(Web page code records)
** begin **

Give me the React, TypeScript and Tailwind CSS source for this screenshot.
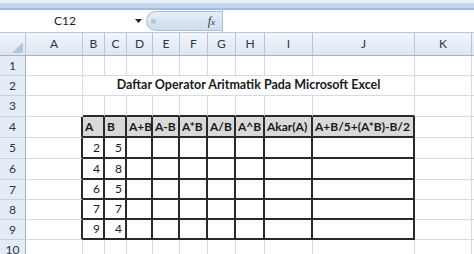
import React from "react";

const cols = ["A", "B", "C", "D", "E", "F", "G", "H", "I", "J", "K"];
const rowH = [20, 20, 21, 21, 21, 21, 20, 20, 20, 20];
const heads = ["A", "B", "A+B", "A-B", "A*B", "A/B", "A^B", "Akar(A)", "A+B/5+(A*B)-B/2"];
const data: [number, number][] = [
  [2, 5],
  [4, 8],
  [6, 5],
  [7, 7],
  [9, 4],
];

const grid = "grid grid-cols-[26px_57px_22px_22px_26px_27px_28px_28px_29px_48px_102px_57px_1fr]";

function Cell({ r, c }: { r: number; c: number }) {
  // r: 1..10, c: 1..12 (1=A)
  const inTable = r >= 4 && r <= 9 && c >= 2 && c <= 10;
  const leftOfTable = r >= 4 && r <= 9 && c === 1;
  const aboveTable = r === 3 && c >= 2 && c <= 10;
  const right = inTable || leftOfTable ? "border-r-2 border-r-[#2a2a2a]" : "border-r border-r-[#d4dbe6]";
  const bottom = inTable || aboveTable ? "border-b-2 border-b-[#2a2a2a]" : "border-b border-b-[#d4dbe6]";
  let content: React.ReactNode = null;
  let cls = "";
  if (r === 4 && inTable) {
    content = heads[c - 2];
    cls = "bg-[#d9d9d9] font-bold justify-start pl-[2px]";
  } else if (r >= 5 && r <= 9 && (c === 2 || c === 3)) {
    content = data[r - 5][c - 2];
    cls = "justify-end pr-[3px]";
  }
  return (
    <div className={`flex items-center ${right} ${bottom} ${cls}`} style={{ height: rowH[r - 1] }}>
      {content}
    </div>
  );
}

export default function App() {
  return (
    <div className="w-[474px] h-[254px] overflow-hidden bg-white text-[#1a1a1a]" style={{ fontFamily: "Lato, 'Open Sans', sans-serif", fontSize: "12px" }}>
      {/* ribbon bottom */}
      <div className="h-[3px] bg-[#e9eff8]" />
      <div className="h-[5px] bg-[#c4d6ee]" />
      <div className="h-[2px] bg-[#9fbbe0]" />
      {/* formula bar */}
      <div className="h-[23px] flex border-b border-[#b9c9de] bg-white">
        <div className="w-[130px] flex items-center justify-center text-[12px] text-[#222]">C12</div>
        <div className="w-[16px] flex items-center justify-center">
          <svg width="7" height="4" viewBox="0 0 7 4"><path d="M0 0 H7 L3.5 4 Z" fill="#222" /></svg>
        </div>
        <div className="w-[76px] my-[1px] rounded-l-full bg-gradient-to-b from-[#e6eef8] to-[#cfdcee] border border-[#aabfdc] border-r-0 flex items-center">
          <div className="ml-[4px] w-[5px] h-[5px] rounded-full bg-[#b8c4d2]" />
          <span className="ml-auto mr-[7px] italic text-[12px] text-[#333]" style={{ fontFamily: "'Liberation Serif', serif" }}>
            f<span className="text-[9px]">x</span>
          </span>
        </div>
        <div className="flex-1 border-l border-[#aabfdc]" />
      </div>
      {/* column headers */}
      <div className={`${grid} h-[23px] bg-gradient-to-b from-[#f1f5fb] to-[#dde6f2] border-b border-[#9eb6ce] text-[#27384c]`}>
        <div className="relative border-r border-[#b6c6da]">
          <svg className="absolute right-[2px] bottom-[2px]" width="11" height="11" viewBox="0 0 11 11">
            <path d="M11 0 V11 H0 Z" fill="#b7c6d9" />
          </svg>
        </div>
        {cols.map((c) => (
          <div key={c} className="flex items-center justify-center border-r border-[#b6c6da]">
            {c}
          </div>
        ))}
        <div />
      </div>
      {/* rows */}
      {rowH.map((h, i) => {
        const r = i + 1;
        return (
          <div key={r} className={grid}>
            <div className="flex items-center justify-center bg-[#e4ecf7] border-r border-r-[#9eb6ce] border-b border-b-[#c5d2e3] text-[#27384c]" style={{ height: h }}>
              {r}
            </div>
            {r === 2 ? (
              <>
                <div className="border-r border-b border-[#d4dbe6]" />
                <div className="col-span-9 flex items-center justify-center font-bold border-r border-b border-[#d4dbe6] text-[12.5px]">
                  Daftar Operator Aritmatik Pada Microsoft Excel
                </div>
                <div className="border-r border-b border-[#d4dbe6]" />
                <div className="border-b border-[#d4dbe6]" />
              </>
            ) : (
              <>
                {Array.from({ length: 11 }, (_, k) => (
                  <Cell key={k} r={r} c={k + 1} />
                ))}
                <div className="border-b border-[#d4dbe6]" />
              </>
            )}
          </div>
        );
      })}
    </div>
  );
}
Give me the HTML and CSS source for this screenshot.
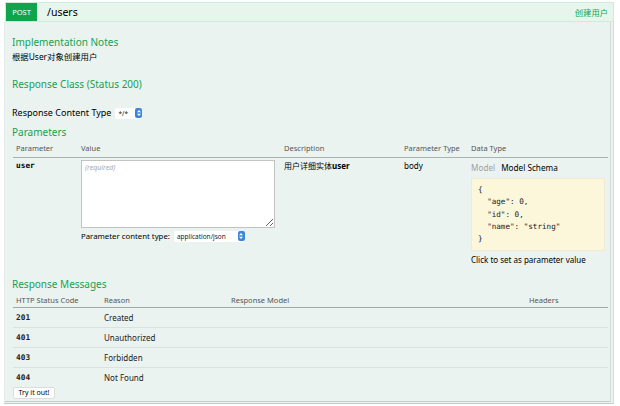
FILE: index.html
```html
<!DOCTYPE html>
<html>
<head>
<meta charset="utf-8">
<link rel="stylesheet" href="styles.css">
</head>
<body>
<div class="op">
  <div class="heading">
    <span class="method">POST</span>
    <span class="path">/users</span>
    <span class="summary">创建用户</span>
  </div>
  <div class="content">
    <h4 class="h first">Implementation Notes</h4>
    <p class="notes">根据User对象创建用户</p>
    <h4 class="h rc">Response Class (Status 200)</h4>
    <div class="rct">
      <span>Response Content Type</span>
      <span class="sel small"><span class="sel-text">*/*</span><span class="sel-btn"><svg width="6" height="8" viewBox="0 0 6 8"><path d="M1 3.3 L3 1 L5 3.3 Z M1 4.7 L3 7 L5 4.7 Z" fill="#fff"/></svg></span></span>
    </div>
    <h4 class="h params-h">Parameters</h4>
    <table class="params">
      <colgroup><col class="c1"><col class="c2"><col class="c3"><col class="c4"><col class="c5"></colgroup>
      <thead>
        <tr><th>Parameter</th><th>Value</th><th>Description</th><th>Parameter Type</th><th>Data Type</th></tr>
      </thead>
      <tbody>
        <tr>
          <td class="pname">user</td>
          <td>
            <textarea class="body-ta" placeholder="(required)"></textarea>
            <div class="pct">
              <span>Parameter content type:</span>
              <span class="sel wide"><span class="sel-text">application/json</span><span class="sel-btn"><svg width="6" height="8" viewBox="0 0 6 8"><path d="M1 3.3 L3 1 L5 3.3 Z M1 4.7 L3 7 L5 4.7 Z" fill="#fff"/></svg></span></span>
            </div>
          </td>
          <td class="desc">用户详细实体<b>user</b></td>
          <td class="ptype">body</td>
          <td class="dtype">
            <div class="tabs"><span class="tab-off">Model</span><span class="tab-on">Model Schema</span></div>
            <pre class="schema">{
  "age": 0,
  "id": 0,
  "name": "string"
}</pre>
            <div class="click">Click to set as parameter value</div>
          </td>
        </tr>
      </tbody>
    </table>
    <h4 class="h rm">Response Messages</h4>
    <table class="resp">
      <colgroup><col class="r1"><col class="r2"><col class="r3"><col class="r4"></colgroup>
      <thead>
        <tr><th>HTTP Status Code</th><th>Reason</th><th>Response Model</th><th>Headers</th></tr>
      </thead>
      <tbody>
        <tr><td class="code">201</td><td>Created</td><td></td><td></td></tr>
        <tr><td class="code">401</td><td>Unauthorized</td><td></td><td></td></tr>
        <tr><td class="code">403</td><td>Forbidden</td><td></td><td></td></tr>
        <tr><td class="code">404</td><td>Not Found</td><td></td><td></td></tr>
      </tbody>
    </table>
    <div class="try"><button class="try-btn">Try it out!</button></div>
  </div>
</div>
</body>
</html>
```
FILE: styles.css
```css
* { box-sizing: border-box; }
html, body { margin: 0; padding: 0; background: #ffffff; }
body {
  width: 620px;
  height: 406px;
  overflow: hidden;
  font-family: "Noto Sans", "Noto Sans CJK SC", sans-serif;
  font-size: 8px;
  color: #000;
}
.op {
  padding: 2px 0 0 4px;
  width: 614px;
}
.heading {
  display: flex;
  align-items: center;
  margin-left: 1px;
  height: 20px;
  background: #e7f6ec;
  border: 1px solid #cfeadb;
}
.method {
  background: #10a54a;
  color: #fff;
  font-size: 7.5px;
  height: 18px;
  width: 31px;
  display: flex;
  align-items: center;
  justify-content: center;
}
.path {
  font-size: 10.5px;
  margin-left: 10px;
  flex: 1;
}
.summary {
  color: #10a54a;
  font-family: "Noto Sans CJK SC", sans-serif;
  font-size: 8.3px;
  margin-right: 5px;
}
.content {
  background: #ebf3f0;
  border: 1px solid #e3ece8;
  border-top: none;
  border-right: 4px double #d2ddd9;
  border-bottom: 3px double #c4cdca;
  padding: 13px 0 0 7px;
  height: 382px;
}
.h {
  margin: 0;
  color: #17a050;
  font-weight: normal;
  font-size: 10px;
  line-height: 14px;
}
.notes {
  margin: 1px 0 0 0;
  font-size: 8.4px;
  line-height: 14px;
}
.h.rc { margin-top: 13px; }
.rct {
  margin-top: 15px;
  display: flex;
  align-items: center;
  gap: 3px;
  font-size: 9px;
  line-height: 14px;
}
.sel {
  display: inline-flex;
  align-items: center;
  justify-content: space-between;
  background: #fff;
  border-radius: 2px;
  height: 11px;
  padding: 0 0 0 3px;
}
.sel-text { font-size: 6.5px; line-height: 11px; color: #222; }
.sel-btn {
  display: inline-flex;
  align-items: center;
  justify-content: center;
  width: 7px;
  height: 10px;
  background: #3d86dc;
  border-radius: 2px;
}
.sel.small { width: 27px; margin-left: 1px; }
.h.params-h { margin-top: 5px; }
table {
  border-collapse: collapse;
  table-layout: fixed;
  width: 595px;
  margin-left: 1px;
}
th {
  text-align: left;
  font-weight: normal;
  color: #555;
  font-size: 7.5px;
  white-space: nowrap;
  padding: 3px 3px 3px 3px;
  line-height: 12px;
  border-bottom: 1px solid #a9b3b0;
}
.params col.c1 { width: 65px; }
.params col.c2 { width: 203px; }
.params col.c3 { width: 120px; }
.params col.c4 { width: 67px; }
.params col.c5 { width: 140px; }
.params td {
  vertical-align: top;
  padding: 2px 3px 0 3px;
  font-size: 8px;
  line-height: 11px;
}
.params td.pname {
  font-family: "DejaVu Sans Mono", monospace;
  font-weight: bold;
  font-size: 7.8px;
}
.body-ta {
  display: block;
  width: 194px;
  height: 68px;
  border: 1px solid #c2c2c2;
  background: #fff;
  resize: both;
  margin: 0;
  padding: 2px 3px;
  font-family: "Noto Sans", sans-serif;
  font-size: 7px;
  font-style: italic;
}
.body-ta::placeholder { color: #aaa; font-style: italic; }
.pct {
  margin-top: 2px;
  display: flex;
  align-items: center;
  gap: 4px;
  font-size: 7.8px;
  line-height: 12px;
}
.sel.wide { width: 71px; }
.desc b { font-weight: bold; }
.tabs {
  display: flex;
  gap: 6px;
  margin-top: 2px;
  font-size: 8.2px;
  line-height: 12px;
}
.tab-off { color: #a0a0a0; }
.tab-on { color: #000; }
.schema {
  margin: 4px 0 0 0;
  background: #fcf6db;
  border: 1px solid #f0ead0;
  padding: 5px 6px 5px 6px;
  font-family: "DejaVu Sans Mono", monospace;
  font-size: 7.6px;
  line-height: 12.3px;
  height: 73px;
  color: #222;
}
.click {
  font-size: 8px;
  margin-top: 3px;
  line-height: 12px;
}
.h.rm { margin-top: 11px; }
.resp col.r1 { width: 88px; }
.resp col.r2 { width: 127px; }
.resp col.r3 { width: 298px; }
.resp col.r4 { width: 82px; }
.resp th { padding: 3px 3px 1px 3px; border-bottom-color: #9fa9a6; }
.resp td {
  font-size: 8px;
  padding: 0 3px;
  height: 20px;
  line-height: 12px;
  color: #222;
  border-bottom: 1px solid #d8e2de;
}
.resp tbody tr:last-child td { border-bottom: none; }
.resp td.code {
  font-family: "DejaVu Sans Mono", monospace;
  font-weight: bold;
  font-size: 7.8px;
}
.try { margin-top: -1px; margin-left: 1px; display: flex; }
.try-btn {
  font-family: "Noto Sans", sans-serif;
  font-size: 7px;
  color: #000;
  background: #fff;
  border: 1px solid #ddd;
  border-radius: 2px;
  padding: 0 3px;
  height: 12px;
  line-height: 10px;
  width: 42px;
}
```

** end **

* **Goal**
Pull every line containing the word "Give" out of the material.

* **The solution**
Give me the React, TypeScript and Tailwind CSS source for this screenshot.
Give me the HTML and CSS source for this screenshot.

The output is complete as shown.